The Adriatic, located between the Balkans and the Italian peninsula, offers a cuisine that mixes the best of the Mediterranean diet with dishes and ingredients more typical of continental Europe. If you have chosen boat rentals in this area or you plan to visit Slovenia, Croatia, Montenegro or the east coast of Italy, we suggest you this TOP 5 best foods of the Adriatic so you do not lose any flavor.
1. Orecchiette, Apulia
Credits to Susan Lucas Hoffman
This type of pasta shaped like little ears is typical of the Italian region of Apulia. The sauce or the typical accompaniment of Orecchiette is usually made of vegetables. The traditional recipe includes turnip tops, but it is also commonly found with broccoli.
2. Pršut, Montenegro
The Pršut in Croatia, Slovenia and Monetengro, or Prosciutto in Italy, is cured ham. It is served in very thin loaches. The Dalmatian Pršut is usually smoked. And among all varieties and certificates of origin, the Njeguski Pršut of Montenegro, produced in the town of Njeguši, is a must. A few kilometers away from the Bay of Kotor and the Adriatic, this ham is cured by taking advantage of the sea and the mountain breezes, and the aroma of burnt wood.

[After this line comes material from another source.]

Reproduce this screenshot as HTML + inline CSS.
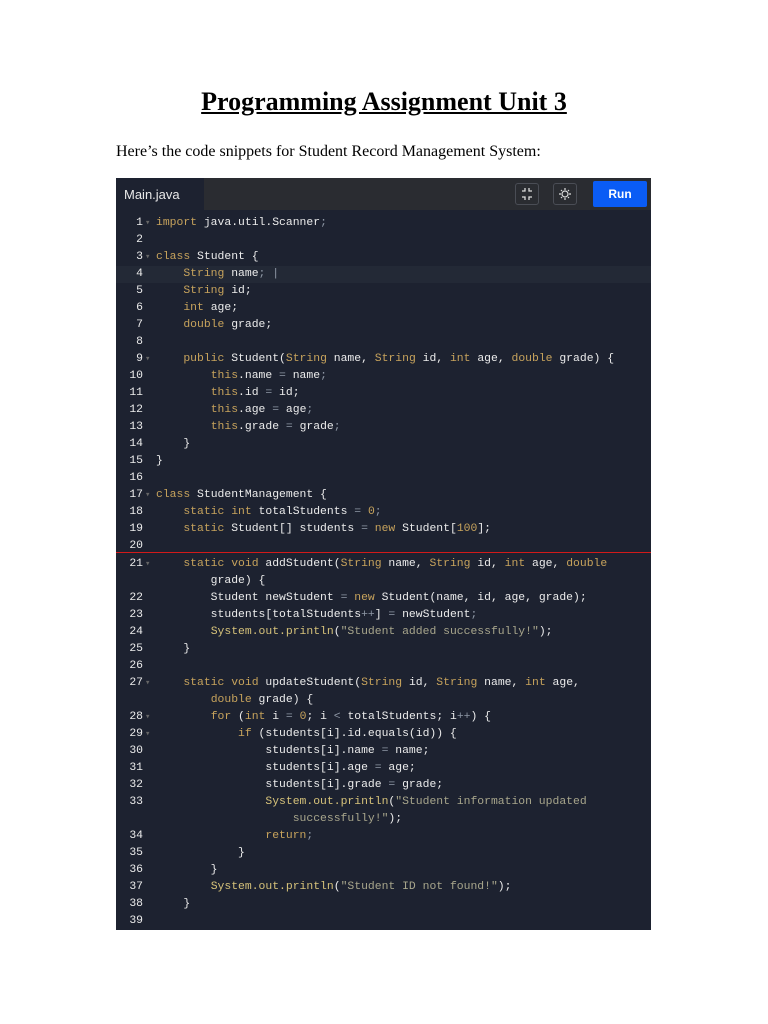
<!DOCTYPE html>
<html><head><meta charset="utf-8"><style>
body{margin:0;background:#fff;width:768px;height:1024px;position:relative;font-family:"Liberation Serif",serif;}
h1{position:absolute;top:87px;left:0;width:768px;text-align:center;margin:0;font-size:26px;font-weight:bold;text-decoration:underline;color:#000;}
.p{position:absolute;top:143px;left:116px;font-size:16px;color:#000;}
.box{position:absolute;left:116px;top:178px;width:535px;height:752px;background:#1d2230;}
.hdr{position:absolute;left:0;top:0;width:535px;height:32px;background:#2a2c31;}
.tab{position:absolute;left:0;top:0;width:88px;height:35px;background:#1d2230;color:#e8e8e8;font-family:"Liberation Sans",sans-serif;font-size:13px;line-height:33px;padding-left:8px;box-sizing:border-box;}
.ib{position:absolute;top:5px;width:24px;height:22px;border:1px solid #4a4d55;border-radius:3px;box-sizing:border-box;}
.run{position:absolute;left:477px;top:3px;width:54px;height:26px;background:#0a5cf5;border-radius:2px;color:#fff;font-family:"Liberation Sans",sans-serif;font-weight:bold;font-size:12px;text-align:center;line-height:26px;}
.code{position:absolute;left:0;top:37px;width:535px;font-family:"Liberation Mono",monospace;font-size:11.4px;color:#ececec;}
.l{height:17px;line-height:17px;white-space:pre;position:relative;}
.n{position:absolute;left:0;width:27px;text-align:right;color:#ececec;}
.f{position:absolute;left:29px;color:#666;font-size:9px;}
.c{position:absolute;left:40px;}
.k{color:#c7a35c}.o{color:#8f98a6}.s{color:#a8a68c}.y{color:#d6c27a}
.red{position:absolute;left:0;top:374px;width:535px;height:1px;background:#d21a1a;}
.cur{background:#232936;}
</style></head><body>
<h1>Programming Assignment Unit 3</h1>
<div class="p">Here’s the code snippets for Student Record Management System:</div>
<div class="box">
<div class="hdr"></div>
<div class="tab">Main.java</div>
<div class="ib" style="left:399px"><svg width="22" height="20" viewBox="0 0 22 20"><path d="M6 7h3V4M16 7h-3V4M6 13h3v3M16 13h-3v3" stroke="#ddd" stroke-width="1.3" fill="none"/></svg></div>
<div class="ib" style="left:437px"><svg width="22" height="20" viewBox="0 0 22 20"><circle cx="11" cy="10" r="3" stroke="#ddd" fill="none" stroke-width="1.2"/><path d="M11 4v2M11 14v2M5 10h2M15 10h2M7 6l1 1M14 13l1 1M7 14l1-1M14 7l1-1" stroke="#ddd" stroke-width="1.2"/></svg></div>
<div class="run">Run</div>
<div class="code">
<div class="l"><span class="n">1</span><span class="f">▾</span><span class="c"><span class="k">import</span> java.util.Scanner<span class="o">;</span></span></div>
<div class="l"><span class="n">2</span></div>
<div class="l"><span class="n">3</span><span class="f">▾</span><span class="c"><span class="k">class</span> Student {</span></div>
<div class="l cur"><span class="n">4</span><span class="c">    <span class="k">String</span> name<span class="o">;</span> <span class="o">|</span></span></div>
<div class="l"><span class="n">5</span><span class="c">    <span class="k">String</span> id;</span></div>
<div class="l"><span class="n">6</span><span class="c">    <span class="k">int</span> age;</span></div>
<div class="l"><span class="n">7</span><span class="c">    <span class="k">double</span> grade;</span></div>
<div class="l"><span class="n">8</span></div>
<div class="l"><span class="n">9</span><span class="f">▾</span><span class="c">    <span class="k">public</span> Student(<span class="k">String</span> name, <span class="k">String</span> id, <span class="k">int</span> age, <span class="k">double</span> grade) {</span></div>
<div class="l"><span class="n">10</span><span class="c">        <span class="k">this</span>.name <span class="o">=</span> name<span class="o">;</span></span></div>
<div class="l"><span class="n">11</span><span class="c">        <span class="k">this</span>.id <span class="o">=</span> id;</span></div>
<div class="l"><span class="n">12</span><span class="c">        <span class="k">this</span>.age <span class="o">=</span> age<span class="o">;</span></span></div>
<div class="l"><span class="n">13</span><span class="c">        <span class="k">this</span>.grade <span class="o">=</span> grade<span class="o">;</span></span></div>
<div class="l"><span class="n">14</span><span class="c">    }</span></div>
<div class="l"><span class="n">15</span><span class="c">}</span></div>
<div class="l"><span class="n">16</span></div>
<div class="l"><span class="n">17</span><span class="f">▾</span><span class="c"><span class="k">class</span> StudentManagement {</span></div>
<div class="l"><span class="n">18</span><span class="c">    <span class="k">static int</span> totalStudents <span class="o">=</span> <span class="k">0</span><span class="o">;</span></span></div>
<div class="l"><span class="n">19</span><span class="c">    <span class="k">static</span> Student[] students <span class="o">=</span> <span class="k">new</span> Student[<span class="k">100</span>];</span></div>
<div class="l"><span class="n">20</span></div>
<div class="l" style="margin-top:1px"><span class="n">21</span><span class="f">▾</span><span class="c">    <span class="k">static void</span> addStudent(<span class="k">String</span> name, <span class="k">String</span> id, <span class="k">int</span> age, <span class="k">double</span></span></div>
<div class="l"><span class="c">        grade) {</span></div>
<div class="l"><span class="n">22</span><span class="c">        Student newStudent <span class="o">=</span> <span class="k">new</span> Student(name, id, age, grade);</span></div>
<div class="l"><span class="n">23</span><span class="c">        students[totalStudents<span class="o">++</span>] <span class="o">=</span> newStudent<span class="o">;</span></span></div>
<div class="l"><span class="n">24</span><span class="c">        <span class="y">System.out.println</span>(<span class="s">"Student added successfully!"</span>);</span></div>
<div class="l"><span class="n">25</span><span class="c">    }</span></div>
<div class="l"><span class="n">26</span></div>
<div class="l"><span class="n">27</span><span class="f">▾</span><span class="c">    <span class="k">static void</span> updateStudent(<span class="k">String</span> id, <span class="k">String</span> name, <span class="k">int</span> age,</span></div>
<div class="l"><span class="c">        <span class="k">double</span> grade) {</span></div>
<div class="l"><span class="n">28</span><span class="f">▾</span><span class="c">        <span class="k">for</span> (<span class="k">int</span> i <span class="o">=</span> <span class="k">0</span>; i <span class="o">&lt;</span> totalStudents; i<span class="o">++</span>) {</span></div>
<div class="l"><span class="n">29</span><span class="f">▾</span><span class="c">            <span class="k">if</span> (students[i].id.equals(id)) {</span></div>
<div class="l"><span class="n">30</span><span class="c">                students[i].name <span class="o">=</span> name;</span></div>
<div class="l"><span class="n">31</span><span class="c">                students[i].age <span class="o">=</span> age;</span></div>
<div class="l"><span class="n">32</span><span class="c">                students[i].grade <span class="o">=</span> grade;</span></div>
<div class="l"><span class="n">33</span><span class="c">                <span class="y">System.out.println</span>(<span class="s">"Student information updated</span></span></div>
<div class="l"><span class="c"><span class="s">                    successfully!"</span>);</span></div>
<div class="l"><span class="n">34</span><span class="c">                <span class="k">return</span><span class="o">;</span></span></div>
<div class="l"><span class="n">35</span><span class="c">            }</span></div>
<div class="l"><span class="n">36</span><span class="c">        }</span></div>
<div class="l"><span class="n">37</span><span class="c">        <span class="y">System.out.println</span>(<span class="s">"Student ID not found!"</span>);</span></div>
<div class="l"><span class="n">38</span><span class="c">    }</span></div>
<div class="l"><span class="n">39</span></div>
</div>
<div class="red"></div>
</div>
</body></html>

3. Salata od hobotnice (Octopus salad), Croacia
The inner part of Croatia has the kulen as signature dish, a red and powerful cold cut. But in the maritime area the main ingredients of the local cuisine include fish and shellfish, and octopus salad (Salata od hobotnice) is one of the most delicious meals of the Dalmatian Coast. The octopus is cut into slices and may be accompanied by chickpeas, tomato, onion, garlic, parsley, olives or other ingredients.
4. Potica, Eslovenia
The Potica is a sweet cake filled with nuts that is usually eaten as a dessert or for breakfast on Easter or Christmas in Slovenia. Typically, it is filled with nuts, but it may come in many varieties. Apart from Slovenia, it is a typical dish of the Slavic cuisine, and it is also baked in Serbia, Croatia, Hungary, Poland and even in Turkey or the United States.
5. Polenta, Véneto
Although today it is consumed in many countries, the Polenta is originally from northern Italy. It is a porridge made with cornmeal that can be served grilled, baked or fried, as the Polenta shown in the picture above.